Mapping and Rendering Quality
Rendering quality achieves or exceeds prior GS methods with a 10x reduction in per-frame optimization steps (20 iterations per keyframe vs 250 in MonoGS/S3PO-GS). On critical metrics, Flash-Mono sets new benchmarks: up to 21.73 PSNR and 0.80 SSIM on ScanNet, with LPIPS scores consistently lower than all baselines. Depth L1 errors are lowest among all comparators (0.34/0.21 m on ScanNet/BundleFusion), affirming underlying geometric fidelity. The map compactness (number of Gaussian primitives) is competitive, balancing efficiency and accuracy.
Computational Efficiency
Flash-Mono operates at over 12 FPS (real-time), compared to approximately 1 FPS for prior GS-SLAM approaches. Backend optimization is minimized via high-quality feed-forward prediction. Additional acceleration methods—FP16 attention, CUDA Graphs—enable feasible deployment on resource-constrained hardware.
Ablation Studies
Ablation reveals key system design impacts: loop closure through hidden-state Sim(3) constraints robustly outperforms traditional PnP and no-loop-closure variants; optimal submap lengths mitigate recurrent model forgetting; adaptive voxelization achieves over 58% map compaction with minor PSNR impact.
Practical and Theoretical Implications
The departure from optimize-from-scratch to predict-and-refine marks a clear theoretical advance—dense scene attributes and poses can be predicted accurately and efficiently from learned priors given sufficient multi-frame context. The hidden state architecture offers a mechanism for not only within-session loop closure but also future generalization to life-long mapping and multi-condition relocalization: experiments indicate robust relocalization under significant environmental changes (e.g., day/night, dynamic objects).
The 2D Gaussian surfel paradigm offers a useful geometric and differentiable representation for real-time mapping and rendering tasks, with evident applicability to a wider range of visual geometric perception problems (e.g., foundation models for SLAM, online scene understanding).
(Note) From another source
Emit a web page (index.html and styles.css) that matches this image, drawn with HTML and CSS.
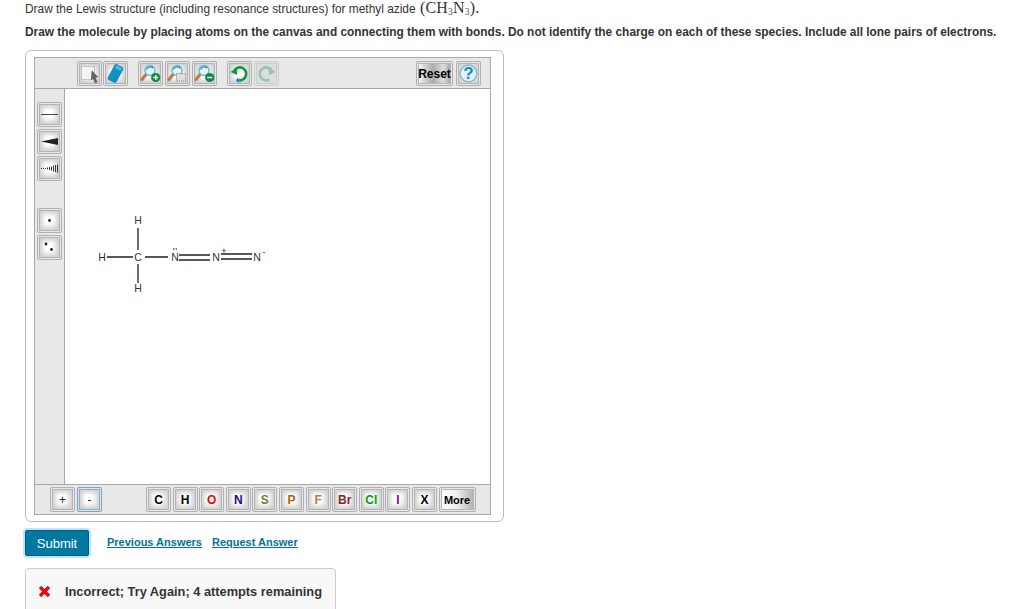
FILE: index.html
```html
<!DOCTYPE html>
<html lang="en">
<head>
<meta charset="utf-8">
<title>Lewis structure</title>
<link rel="stylesheet" href="styles.css">
</head>
<body>
<main class="page">
  <p class="prompt">Draw the Lewis structure (including resonance structures) for methyl azide <span class="formula">(CH<sub>3</sub>N<sub>3</sub>).</span></p>
  <p class="instr">Draw the molecule by placing atoms on the canvas and connecting them with bonds. Do not identify the charge on each of these species. Include all lone pairs of electrons.</p>

  <section class="panel">
    <div class="editor">
      <div class="toolbar">
        <div class="group tight">
          <button class="tool" aria-label="Select"><svg class="ico" viewBox="0 0 25 25"><rect x="4.500" y="5.500" width="13" height="13" fill="#f4f4f4" stroke="#999" stroke-dasharray="1 1"/><path d="M15 10l5.500 6-2.500 .3 2 4.700-1.800 .7-2-4.700-1.800 1.800z" fill="#666" stroke="#333" stroke-width=".5"/></svg></button>
          <button class="tool" aria-label="Erase"><svg class="ico" viewBox="0 0 25 25"><rect x="7.500" y="3.500" width="10" height="18" rx="2.500" fill="#0f93c4" transform="rotate(28 12.500 12.500)"/><path d="M13.500 4.200l5.500 2.900-1.500 3-5.500-2.900z" fill="#4db8dc"/></svg></button>
        </div>
        <div class="group">
          <button class="tool" aria-label="Zoom in"><svg class="ico" viewBox="0 0 25 25"><path d="M8 13.500l-4 5" stroke="#c07a35" stroke-width="3" stroke-linecap="round"/><circle cx="12" cy="9.500" r="5" fill="#e4f4fa" stroke="#6bb8d6" stroke-width="1.500"/><path d="M8.500 8.500a4 4 0 0 1 6.500-1.500" fill="none" stroke="#1f86b0" stroke-width="1.200"/><circle cx="17.700" cy="16.500" r="4.600" fill="#108a3c"/><path d="M15.200 16.500h5M17.700 14v5" stroke="#fff" stroke-width="1.400"/></svg></button>
          <button class="tool" aria-label="Zoom fit"><svg class="ico" viewBox="0 0 25 25"><path d="M8 13.500l-4 5" stroke="#c07a35" stroke-width="3" stroke-linecap="round"/><circle cx="12" cy="9.500" r="5" fill="#e4f4fa" stroke="#6bb8d6" stroke-width="1.500"/><path d="M8.500 8.500a4 4 0 0 1 6.500-1.500" fill="none" stroke="#1f86b0" stroke-width="1.200"/><rect x="11.500" y="12.500" width="9" height="7.500" fill="#ddd" stroke="#888" stroke-dasharray="1 1"/></svg></button>
          <button class="tool" aria-label="Zoom out"><svg class="ico" viewBox="0 0 25 25"><path d="M8 13.500l-4 5" stroke="#c07a35" stroke-width="3" stroke-linecap="round"/><circle cx="12" cy="9.500" r="5" fill="#e4f4fa" stroke="#6bb8d6" stroke-width="1.500"/><path d="M8.500 8.500a4 4 0 0 1 6.500-1.500" fill="none" stroke="#1f86b0" stroke-width="1.200"/><circle cx="17.700" cy="16.500" r="4.600" fill="#108a4c"/><path d="M15.200 16.500h5" stroke="#fff" stroke-width="1.400"/></svg></button>
        </div>
        <div class="group">
          <button class="tool" aria-label="Undo"><svg class="ico" viewBox="0 0 25 25"><path d="M7.500 9a6.500 6.500 0 1 1 2 9.500" fill="none" stroke="#0c9a3c" stroke-width="2.600"/><path d="M3.500 11l7-5-.5 8z" fill="#0c9a3c"/><circle cx="11.500" cy="19.500" r="2" fill="#2f8fc0"/></svg></button>
          <button class="tool off" aria-label="Redo"><svg class="ico" viewBox="0 0 25 25"><path d="M17.500 9a6.500 6.500 0 1 0-2 9.500" fill="none" stroke="#0c9a6c" stroke-width="2.600"/><path d="M21.500 11l-7-5 .5 8z" fill="#0c9a6c"/></svg></button>
        </div>
        <div class="group end">
          <button class="tool wide-reset">Reset</button>
          <button class="tool help">?</button>
        </div>
      </div>

      <div class="side">
        <div class="stack">
          <button class="tool" aria-label="Single bond"><svg class="ico" viewBox="0 0 25 25"><path d="M4 12.500h17" stroke="#444" stroke-width="1"/></svg></button>
          <button class="tool" aria-label="Wedge bond"><svg class="ico" viewBox="0 0 25 25"><path d="M4 12.500l17-3.500v7z" fill="#222"/></svg></button>
          <button class="tool" aria-label="Hash bond"><svg class="ico" viewBox="0 0 25 25"><path d="M4.500 12v1M6.500 12v1M8.500 12v1M10.500 11.500v2M12.500 11v3M14.500 10.500v4M16.500 9.500v6M18.500 9v7M20.500 8.500v8" stroke="#333" stroke-width="1"/></svg></button>
        </div>
        <div class="stack">
          <button class="tool" aria-label="Lone electron"><svg class="ico" viewBox="0 0 25 25"><circle cx="12.500" cy="12.500" r="1.400" fill="#222"/></svg></button>
          <button class="tool" aria-label="Lone pair"><svg class="ico" viewBox="0 0 25 25"><circle cx="9" cy="9" r="1.400" fill="#222"/><circle cx="14.500" cy="14.500" r="1.400" fill="#222"/></svg></button>
        </div>
      </div>

      <div class="canvas">
        <svg class="molecule" viewBox="0 0 425 395">
          <path class="bonds" d="M73 139v22M73 175v19M42 168h26M80 168h23M114 166h31M114 171h31M156 165h31M156 170h31"/>
          <circle class="dot" cx="108.700" cy="160" r=".8"/>
          <circle class="dot" cx="111.300" cy="160" r=".8"/>
          <text x="73" y="135">H</text>
          <text x="37" y="172">H</text>
          <text x="73" y="172">C</text>
          <text x="73" y="203">H</text>
          <text x="110" y="172">N</text>
          <text x="151" y="172">N</text>
          <text x="192" y="172">N</text>
          <text x="159" y="165" class="small">+</text>
          <text x="199" y="166" class="small">-</text>
        </svg>
      </div>

      <div class="bottom">
        <div class="group sign">
          <button class="tool plain">+</button>
          <button class="tool plain active">-</button>
        </div>
        <div class="group atoms">
          <button class="tool atom">C</button>
          <button class="tool atom">H</button>
          <button class="tool atom c-o">O</button>
          <button class="tool atom c-n">N</button>
          <button class="tool atom c-s">S</button>
          <button class="tool atom c-p">P</button>
          <button class="tool atom c-f">F</button>
          <button class="tool atom c-br">Br</button>
          <button class="tool atom c-cl">Cl</button>
          <button class="tool atom c-i">I</button>
          <button class="tool atom">X</button>
          <button class="tool atom more">More</button>
        </div>
      </div>
    </div>
  </section>

  <div class="actions">
    <button class="submit">Submit</button>
    <a class="link" href="#">Previous Answers</a>
    <a class="link" href="#">Request Answer</a>
  </div>

  <div class="feedback">
    <svg class="cross" viewBox="0 0 13 13"><path d="M2 2l9 9M11 2l-9 9" stroke="#e8090f" stroke-width="3.400"/></svg>
    <span>Incorrect; Try Again; 4 attempts remaining</span>
  </div>
</main>
</body>
</html>
```

FILE: styles.css
```css
* { box-sizing: border-box; }
html, body { margin: 0; height: 609px; overflow: hidden; background: #fff; }
body { font-family: "Liberation Sans", Arial, sans-serif; color: #333; }
.page { padding: 0 0 0 25px; }

.prompt { margin: 0; height: 18px; font-size: 11.900px; line-height: 16px; white-space: nowrap; }
.formula { font-family: "Liberation Serif", serif; font-size: 16px; margin-left: 1px; letter-spacing: .2px; color: #333; }
.formula sub { font-size: 9.500px; line-height: 0; vertical-align: -2px; color: #555; }
.instr { margin: 8px 0 0; height: 16px; font-size: 11.880px; line-height: 13px; font-weight: 700; white-space: nowrap; }

.panel { width: 479px; height: 472px; margin-top: 8px; padding: 6px 12px 6px 8px; border: 1px solid #bbb; border-radius: 6px; }
.editor { display: grid; grid-template-columns: 30px 1fr; grid-template-rows: 31px 395px 30px; height: 458px; border: 1px solid #a8a8a8; background: #e8e8e8; }

.toolbar { grid-column: 1 / -1; display: flex; gap: 10px; padding: 3px 9px 0 42px; border-bottom: 1px solid #a8a8a8; }
.group { display: flex; gap: 2px; }
.group.tight { gap: 1px; }
.group.end { margin-left: auto; gap: 3px; }

.tool { display: flex; align-items: center; justify-content: center; flex: none; width: 25px; height: 25px; padding: 0; border: 1px solid #b0b0b0; border-radius: 2px; background: radial-gradient(ellipse at 45% 45%, #fff 20%, #ececec 55%, #c8c8c8 100%); box-shadow: inset 0 0 0 1px #e8e8e8, inset 0 0 0 2px #b4b4b4, inset 0 0 4px 4px #cfcfcf; font-family: "Liberation Sans", Arial, sans-serif; color: #000; }
.ico { display: block; width: 25px; height: 25px; flex: none; margin: -1px; }
.tool.off { background: #ddd; box-shadow: inset 0 0 0 1px #e4e4e4, inset 0 0 0 2px #ccc; border-color: #ccc; }
.tool.off .ico { opacity: .35; }
.wide-reset { width: 37px; font-size: 12px; font-weight: 700; background: linear-gradient(90deg, #fff 0, #aaa 45%, #ddd 75%, #999 100%); box-shadow: inset 0 0 0 1px #e8e8e8, inset 0 0 0 2px #b4b4b4; }
.help { font-size: 17px; font-weight: 700; color: #0d8fc0; background: radial-gradient(circle at 50% 50%, #e4f2f7 0 7px, #8fb4c4 8px, #ddd 10px, #bbb 100%); box-shadow: inset 0 0 0 1px #e8e8e8, inset 0 0 0 2px #b4b4b4; }

.side { display: flex; flex-direction: column; gap: 27px; padding: 13px 0 0 2px; border-right: 1px solid #a8a8a8; }
.stack { display: flex; flex-direction: column; gap: 2px; }

.canvas { background: #fff; }
.molecule { display: block; width: 425px; height: 395px; }
.bonds { fill: none; stroke: #222; stroke-width: 1.300; }
.dot { fill: #222; }
.molecule text { font-family: "Liberation Sans", Arial, sans-serif; font-size: 10.500px; fill: #333; text-anchor: middle; }
.molecule text.small { font-size: 9px; fill: #222; }

.bottom { grid-column: 1 / -1; display: flex; gap: 44px; padding: 2px 0 0 15px; border-top: 1px solid #a8a8a8; }
.sign { gap: 2px; }
.atoms { gap: 1.600px; }
.plain { font-size: 12px; color: #222; }
.active { border-color: #7d9fc0; box-shadow: inset 0 0 0 1px #dce8f2, inset 0 0 0 2px #8fa9c2, inset 0 0 4px 4px #cfcfcf; }
.atom { font-size: 12px; font-weight: 700; }
.more { width: 37px; font-size: 11px; background: linear-gradient(90deg, #fff 0, #eee 50%, #aaa 100%); box-shadow: inset 0 0 0 1px #e8e8e8, inset 0 0 0 2px #b4b4b4; }
.c-o { color: #f00000; }
.c-n { color: #300090; }
.c-s { color: #7a7a30; }
.c-p { color: #b06000; }
.c-f { color: #b08030; }
.c-br { color: #802828; }
.c-cl { color: #00a000; }
.c-i { color: #900090; }

.actions { display: flex; align-items: center; gap: 10px; height: 26px; margin-top: 8px; }
.submit { width: 64px; height: 26px; margin-right: 8px; padding: 0; border: 1px solid #005f7f; border-radius: 2px; background: #00789f; box-shadow: 0 0 0 2px #bfe3f8; color: #fff; font-family: "Liberation Sans", Arial, sans-serif; font-size: 13px; }
.link { color: #00739a; font-size: 11px; font-weight: 700; position: relative; top: -1px; }

.feedback { display: flex; align-items: center; width: 311px; height: 46px; margin-top: 12px; padding-left: 12px; gap: 14px; border: 1px solid #ccc; border-radius: 4px; background: #f8f8f8; font-size: 12.800px; font-weight: 700; color: #333; white-space: nowrap; }
.cross { width: 13px; height: 13px; flex: none; }
```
Adopting a recurrent feed-forward predictor informs future SLAM system designs, highlighting the trade-off between temporal context length and drift, and underscoring the need for explicit mechanisms to counter recurrent catastrophic forgetting in long sequences.
Future Directions
Potential avenues include explicit training on temporally-varying datasets for life-long mapping, continual adaptation of hidden state representations, and further architectural optimization (quantized networks, efficient attention mechanisms) for resource-constrained applications. The approach generalizes toward multi-modal SLAM (e.g., leveraging inertial or depth sensing), multi-agent mapping, and foundation models for embodied perception.
Conclusion
Flash-Mono establishes a highly efficient, accurate, and robust monocular SLAM framework built upon recurrent feed-forward Gaussian Splatting, hidden state-based loop closure, and adaptive compact mapping. It defines a scalable paradigm for integrating data-driven priors and real-time performance in dense SLAM and sets new quantitative standards for tracking, mapping, and system-level efficiency (2604.03092).